If nothing was moving, then even electrons and their
components could not be moving. For that matter, electrons or their components could not have even existed because, no matter how small, they would
have occupied space – which was non-existent. This leaves with one and only one
possibility: immediately prior to the Big Bang event there could be nothing
present but some potential energy. How can this be?
Given that we now have some potential energy floating in
nothingness, expansion into a universe means that some kind of spark had to cause a
small packet of potential energy to transfer into kinetic energy. This packet
would have nudged another small packet of potential energy, and a minute amount
of heat would have resulted. Suddenly we have a chain reaction and the
potential energy transfers to kinetic energy and space is created. The packets
of energy organize into hydrogen atoms, and off we go!

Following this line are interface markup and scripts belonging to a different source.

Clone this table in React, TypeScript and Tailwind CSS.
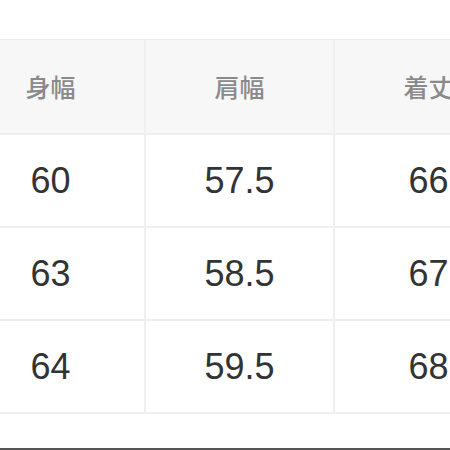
import React from "react";

const headers = ["身幅", "肩幅", "着丈"];
const rows = [
  ["60", "57.5", "66"],
  ["63", "58.5", "67"],
  ["64", "59.5", "68"],
];

export default function App() {
  return (
    <div className="w-[450px] h-[450px] bg-white overflow-hidden flex flex-col relative">
      <div className="h-[39px] shrink-0 bg-white" />
      <div className="ml-[-43px] w-[565px] grid grid-cols-3 gap-[2px] bg-[#efefef] border-t border-[#ececec] pb-[2px]">
        {headers.map((h) => (
          <div
            key={h}
            className="h-[93px] bg-[#f7f7f7] flex items-center justify-center text-[25px] font-medium text-[#8a8a8a] font-['Noto_Sans_CJK_JP',sans-serif]"
          >
            {h}
          </div>
        ))}
        {rows.flat().map((v, i) => (
          <div
            key={i}
            className="h-[91px] bg-white flex items-center justify-center text-[36px] text-[#333333] font-['Liberation_Sans',Arial,sans-serif]"
          >
            {v}
          </div>
        ))}
      </div>
      <div className="flex-1" />
      <div className="h-[2px] bg-[#555555] shrink-0" />
    </div>
  );
}
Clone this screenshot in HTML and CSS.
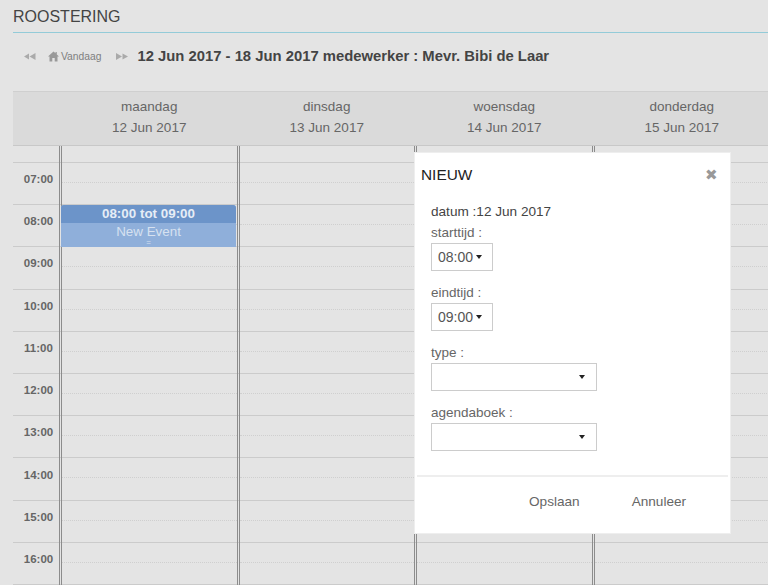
FILE: index.html
```html
<!DOCTYPE html>
<html lang="nl">
<head>
<meta charset="utf-8">
<title>Roostering</title>
<link rel="stylesheet" href="styles.css">
</head>
<body>
<main class="page">
  <h1 class="title">ROOSTERING</h1>
  <nav class="nav">
    <svg class="arrow" width="13" height="7" viewBox="0 0 13 7"><path d="M0 3.500 5 0.500V6.500Z M5.500 3.500 11.500 0V7Z"/></svg>
    <span class="today">
      <svg class="home" width="11" height="11" viewBox="0 0 11 11"><path d="M5.500 0.500 0 5.500H1.500V10.500H4.300V7H6.700V10.500H9.500V5.500H11L8.800 3.500V1H7.500V2.300Z"/></svg>
      <span>Vandaag</span>
    </span>
    <svg class="arrow next" width="12" height="7" viewBox="0 0 12 7"><path d="M0 0 6 3.500 0 7Z M6.500 0.500 12 3.500 6.500 6.500Z"/></svg>
    <strong class="range">12 Jun 2017 - 18 Jun 2017 medewerker : Mevr. Bibi de Laar</strong>
  </nav>
  <div class="calendar">
    <div class="head">
      <div class="head-spacer"></div>
      <div class="head-day">maandag<br>12 Jun 2017</div>
      <div class="head-day">dinsdag<br>13 Jun 2017</div>
      <div class="head-day">woensdag<br>14 Jun 2017</div>
      <div class="head-day">donderdag<br>15 Jun 2017</div>
    </div>
    <div class="body">
      <div class="times">
        <div class="lead"></div>
        <div class="time">07:00</div><div class="time">08:00</div><div class="time">09:00</div>
        <div class="time">10:00</div><div class="time">11:00</div><div class="time">12:00</div>
        <div class="time">13:00</div><div class="time">14:00</div><div class="time">15:00</div>
        <div class="time">16:00</div>
      </div>
      <div class="day"><div class="slot"></div><div class="slot"></div><div class="slot"></div><div class="slot"></div><div class="slot"></div><div class="slot"></div><div class="slot"></div><div class="slot"></div><div class="slot"></div><div class="slot"></div></div>
      <div class="day"><div class="slot"></div><div class="slot"></div><div class="slot"></div><div class="slot"></div><div class="slot"></div><div class="slot"></div><div class="slot"></div><div class="slot"></div><div class="slot"></div><div class="slot"></div></div>
      <div class="day"><div class="slot"></div><div class="slot"></div><div class="slot"></div><div class="slot"></div><div class="slot"></div><div class="slot"></div><div class="slot"></div><div class="slot"></div><div class="slot"></div><div class="slot"></div></div>
      <div class="day"><div class="slot"></div><div class="slot"></div><div class="slot"></div><div class="slot"></div><div class="slot"></div><div class="slot"></div><div class="slot"></div><div class="slot"></div><div class="slot"></div><div class="slot"></div></div>
    </div>
  </div>
  <div class="event">
    <div class="event-head">08:00 tot 09:00</div>
    <div class="event-body">New Event<span class="grip">=</span></div>
  </div>
  <section class="modal">
    <header class="modal-head">
      <span class="modal-title">NIEUW</span>
      <span class="close">&#10006;</span>
    </header>
    <div class="form">
      <div class="date">datum :12 Jun 2017</div>
      <label class="lbl lbl-first">starttijd :</label>
      <div class="select small"><span>08:00</span><i class="caret"></i></div>
      <label class="lbl">eindtijd :</label>
      <div class="select small"><span>09:00</span><i class="caret"></i></div>
      <label class="lbl">type :</label>
      <div class="select wide"><span></span><i class="caret"></i></div>
      <label class="lbl">agendaboek :</label>
      <div class="select wide"><span></span><i class="caret"></i></div>
    </div>
    <hr class="rule">
    <footer class="actions">
      <span class="save">Opslaan</span>
      <span class="cancel">Annuleer</span>
    </footer>
  </section>
</main>
</body>
</html>
```
FILE: styles.css
```css
* { box-sizing: border-box; }
html, body { margin: 0; height: 100%; overflow: hidden; }
body {
  background: #e4e4e4;
  font-family: "Liberation Sans", Arial, sans-serif;
  color: #666;
}
.page { position: relative; height: 585px; padding-left: 13px; overflow: hidden; }
.title {
  margin: 0;
  height: 33px;
  padding-top: 8px;
  font-size: 16px;
  line-height: 18px;
  font-weight: 400;
  color: #444;
  border-bottom: 1px solid #93cbd8;
}
.nav {
  display: flex;
  align-items: center;
  height: 58px;
  padding: 0 0 12px 11px;
}
.arrow { fill: #aaa; flex: none; }
.today { display: flex; align-items: center; gap: 2px; margin-left: 11px; font-size: 10.300px; color: #808080; }
.home { fill: #999; }
.next { margin-left: 15px; }
.range { margin-left: 9px; font-size: 14.820px; color: #444; white-space: nowrap; }
.calendar { width: 770px; }
.head {
  display: grid;
  grid-template-columns: 46px repeat(4, 177.500px);
  height: 55px;
  background: #dadada;
  border-top: 1px solid #cfcfcf;
  border-bottom: 1px solid #c8c8c8;
}
.head-day {
  padding: 4px 0 0 3px;
  text-align: center;
  font-size: 13.500px;
  line-height: 21px;
  color: #666;
  white-space: nowrap;
}
.body {
  display: grid;
  grid-template-columns: 46px repeat(4, 177.500px);
  height: 440px;
  background:
    repeating-linear-gradient(to bottom, #cbcbcb 0, #cbcbcb 1px, transparent 1px, transparent 42.200px) 0 16px no-repeat;
}
.lead { height: 11.500px; }
.time {
  height: 42.300px;
  display: flex;
  align-items: center;
  justify-content: center;
  padding-left: 5px;
  font-size: 11.500px;
  font-weight: 700;
  color: #666;
}
.day {
  border-left: 3px double #8c8c8c;
  padding-top: 16px;
}
.slot {
  height: 21.100px;
  margin-bottom: 21.100px;
  border-bottom: 1px dotted #cfcfcf;
}
.event {
  position: absolute;
  left: 61px;
  top: 205px;
  width: 175px;
  height: 42px;
  border-radius: 3px 3px 0 0;
  overflow: hidden;
  text-align: center;
  background: #8fafda;
}
.event-head {
  height: 18px;
  background: #6c94c9;
  color: #e6edf6;
  font-size: 13.400px;
  font-weight: 700;
  line-height: 18px;
}
.event-body {
  position: relative;
  color: #d6e1f0;
  font-size: 13.400px;
  line-height: 17px;
}
.grip { position: absolute; left: 0; right: 0; top: 16px; font-size: 8px; line-height: 8px; }
.modal {
  position: absolute;
  left: 414px;
  top: 152px;
  width: 317px;
  height: 382px;
  background: #fff;
  border: 1px solid #eee;
  display: flex;
  flex-direction: column;
}
.modal-head {
  display: flex;
  justify-content: space-between;
  align-items: center;
  height: 44px;
  padding: 0 12px 0 6px;
}
.modal-title { font-size: 15.400px; color: #222; }
.close { font-size: 15px; color: #999; }
.form { padding: 6px 0 0 16px; display: flex; flex-direction: column; align-items: flex-start; }
.date { font-size: 13.600px; line-height: 18px; color: #444; }
.lbl { margin-top: 13px; font-size: 13.500px; line-height: 18px; height: 18px; color: #666; }
.lbl-first { margin-top: 3px; }
.select {
  display: flex;
  align-items: center;
  justify-content: space-between;
  margin-top: 1px;
  padding: 0 12px 0 6px;
  height: 28px;
  border: 1px solid #ccc;
  font-size: 14px;
  color: #555;
}
.small { width: 62px; padding-right: 10px; }
.wide { width: 166px; padding-right: 11px; }
.caret {
  width: 0;
  height: 0;
  border-left: 3.500px solid transparent;
  border-right: 3.500px solid transparent;
  border-top: 4px solid #222;
}
.rule {
  margin: 24px 2px 0;
  height: 2px;
  border: 0;
  background: #eee;
}
.actions {
  display: flex;
  align-items: center;
  height: 48px;
  padding-left: 114px;
  font-size: 13.600px;
  color: #666;
}
.cancel { margin-left: 52px; }
```
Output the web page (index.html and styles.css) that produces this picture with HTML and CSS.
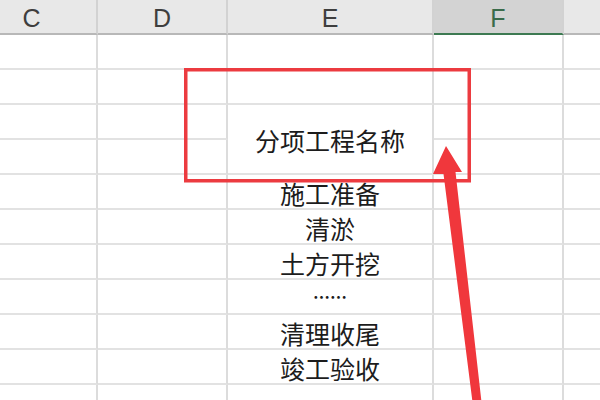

Assuming this is what happened, we still have unanswered
questions. Where did the original energy come from? Can energy exist separate from mass? Where did the initial spark
come from? Can we ever know? Some physicists hypothesize prior universes and that ours somehow originated from them. That just begs the question, because we would then have to ask how any "parent" universe(s)
originated. Jews and Christians have the answer: God did it. But that, in turn, raises
another question. Where did God come from? All this is meaningless, because the origin questions are unanswerable.
OK, theoretical physicists, where am I wrong? Or am I just
repeating conclusions that you drew long ago?